Man pleads guilty to graft involving fixing basketball matches in Thailand
A man worked with a friend to fix basketball matches in Thailand and played an integral role in an arrangement to bribe professional players.
The prosecution said Poh Wei Hao, 30, conspired with Koa Wei Quan to give a $1,000 bribe to Filipino basketball player Almond Pineda Vosotros.
Separately, Deputy Public Prosecutor Bryan Wong told the court that the two Singaporeans also worked together to offer Vosotros a bribe of US$1,500 (S$2,010).
On Nov 22, Poh pleaded guilty to two charges under the Prevention of Corruption Act. The case involving Koa, 33, is pending.
Poh and Koa met each other in 2009 when they were professional basketball players for the same local club. The DPP did not disclose details about the club.
DPP Wong said that in either 2017 or 2018, Koa discovered that Poh was also placing illegal sporting bets online like him.
Koa told Poh that he knew foreign basketball players who could be engaged to “fix” matches in which they were playing.
“Match fixing would increase the likelihood of Koa and Poh winning their online bets and making a profit, as they would be placing bets for match outcomes that were already agreed with the players involved,” added the prosecutor.
Poh agreed to the plan.
There were at least two types of sporting bets that Poh and Koa could place online, the court heard.
The first involved placing a bet for a particular team to win or lose by a certain score margin. The margin was known as the “spread”.

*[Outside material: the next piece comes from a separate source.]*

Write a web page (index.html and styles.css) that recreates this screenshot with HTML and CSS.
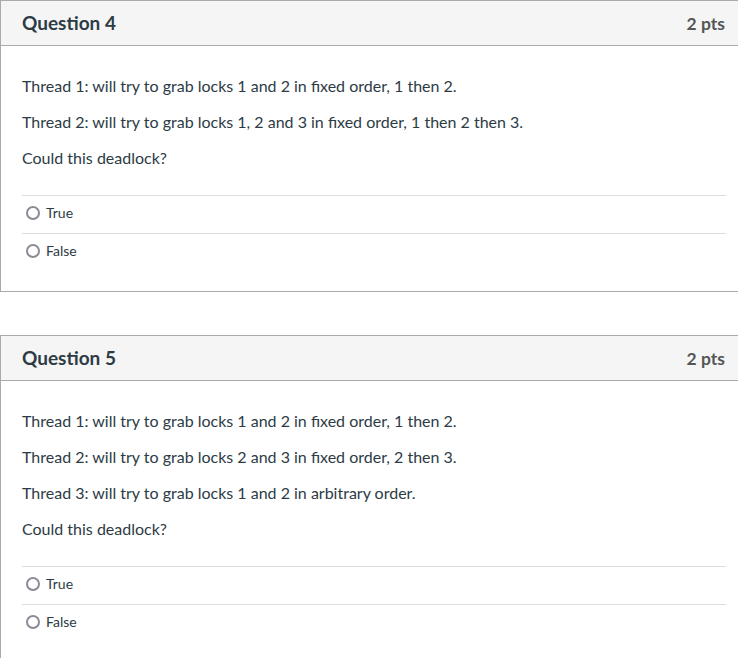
FILE: index.html
```html
<!DOCTYPE html>
<html>
<head>
<meta charset="utf-8">
<link rel="stylesheet" href="styles.css">
</head>
<body>
<div class="page">
  <div class="card">
    <div class="head">
      <h2 class="title">Question 4</h2>
      <span class="pts">2 pts</span>
    </div>
    <div class="body">
      <div class="text">
        <p>Thread 1: will try to grab locks 1 and 2 in fixed order, 1 then 2.</p>
        <p>Thread 2: will try to grab locks 1, 2 and 3 in fixed order, 1 then 2 then 3.</p>
        <p>Could this deadlock?</p>
      </div>
      <div class="answers">
        <label class="answer"><span class="radio"></span><span class="label">True</span></label>
        <label class="answer"><span class="radio"></span><span class="label">False</span></label>
      </div>
    </div>
  </div>
  <div class="card">
    <div class="head">
      <h2 class="title">Question 5</h2>
      <span class="pts">2 pts</span>
    </div>
    <div class="body">
      <div class="text">
        <p>Thread 1: will try to grab locks 1 and 2 in fixed order, 1 then 2.</p>
        <p>Thread 2: will try to grab locks 2 and 3 in fixed order, 2 then 3.</p>
        <p>Thread 3: will try to grab locks 1 and 2 in arbitrary order.</p>
        <p>Could this deadlock?</p>
      </div>
      <div class="answers">
        <label class="answer"><span class="radio"></span><span class="label">True</span></label>
        <label class="answer"><span class="radio"></span><span class="label">False</span></label>
      </div>
    </div>
  </div>
</div>
</body>
</html>
```
FILE: styles.css
```css
html, body {
  margin: 0;
  padding: 0;
  background: #fff;
  overflow: hidden;
}
body {
  font-family: Lato, "Open Sans", sans-serif;
  color: #2d3b45;
}
.page {
  width: 740px;
  display: flex;
  flex-direction: column;
  gap: 43px;
}
.card {
  border: 1px solid #aaaaaa;
  border-right: none;
}
.head {
  background: #f5f5f5;
  border-bottom: 1px solid #aaaaaa;
  height: 44px;
  display: flex;
  align-items: center;
  justify-content: space-between;
  padding: 0 15px 0 21px;
}
.title {
  margin: 0 0 2px 0;
  font-size: 19px;
  font-weight: 700;
  color: #2d3b45;
}
.pts {
  font-size: 17.5px;
  font-weight: 700;
  color: #555555;
}
.body {
  padding: 30px 14px 0 21px;
}
.text p {
  margin: 0 0 16px 0;
  font-size: 16px;
  line-height: 20px;
}
.answers {
  margin-top: 27px;
  padding-bottom: 20px;
}
.answer {
  display: flex;
  align-items: center;
  gap: 6px;
  height: 37px;
  box-sizing: content-box;
  padding: 0 0 4px 4px;
  height: 33px;
  border-top: 1px solid #dddddd;
  font-size: 14px;
}
.radio {
  width: 10px;
  height: 10px;
  border: 2px solid #8b8b96;
  border-radius: 50%;
  flex: none;
}
.label {
  color: #2d3b45;
}
```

The second involved betting on whether the total score of the two competing teams would be “over” or “under” a certain number that was predicted by the betting website. This number was known as the “line”.
If the total score was higher than the predicted number, or the line, then the “over” bet wins.
Conversely, if the total score was lower than the line, the “under” bet wins. These bets could be placed before a match, or during the match itself.
DPP Wong said the two Singaporeans discussed fixing matches in the Thailand Basketball League (TBL) with two Filipino players – Vosotros and Leonidez Zapata Avenido.
At the time, Vosotros was playing for the Provincial Electricity Authority (PEA) club, while Avenido was playing for Bangkok Tigers.
“Leonidez had introduced Almond to Koa and Poh. These discussions were mainly conducted over a Facebook group conversation created by Koa, which involved the four of them,” said the DPP.
Court documents stated that some time on or before July 1, 2018, Koa and Vosotros separately agreed that the latter would help fix a TBL match in which the PEA took on Mono Vampire.
DPP Wong told the court: “Koa understood that Almond would be ‘doing under’, by which PEA would lose its match by a certain score. It was also agreed that Almond would receive $1,000 for helping to fix the match.”
Vosotros played in the match and his team lost on July 1, 2018.
The prosecution said Koa handed some money to Poh who went to Bangkok and passed $1,000 to Vosotros six days later.
DPP Wong also said that on July 7, 2018, Koa and Poh discussed with the two players to fix another match.
He added: “It was agreed that Almond would help fix the match to be ‘under 165’, by which the total score of both teams, or line, was expected to be below 165.
“In return, Almond requested for US$1,500 for successfully fixing the match. Poh, acting on Koa’s agreement, replied to accept Almond’s offer.”
Poh later told Vosotros that the deal was off as Koa and Poh were unable to place a match bet for their desired line, said the DPP.
Poh is expected to be sentenced on Dec 6.
For each graft charge, an offender can be jailed for up to five years and fined up to $100,000.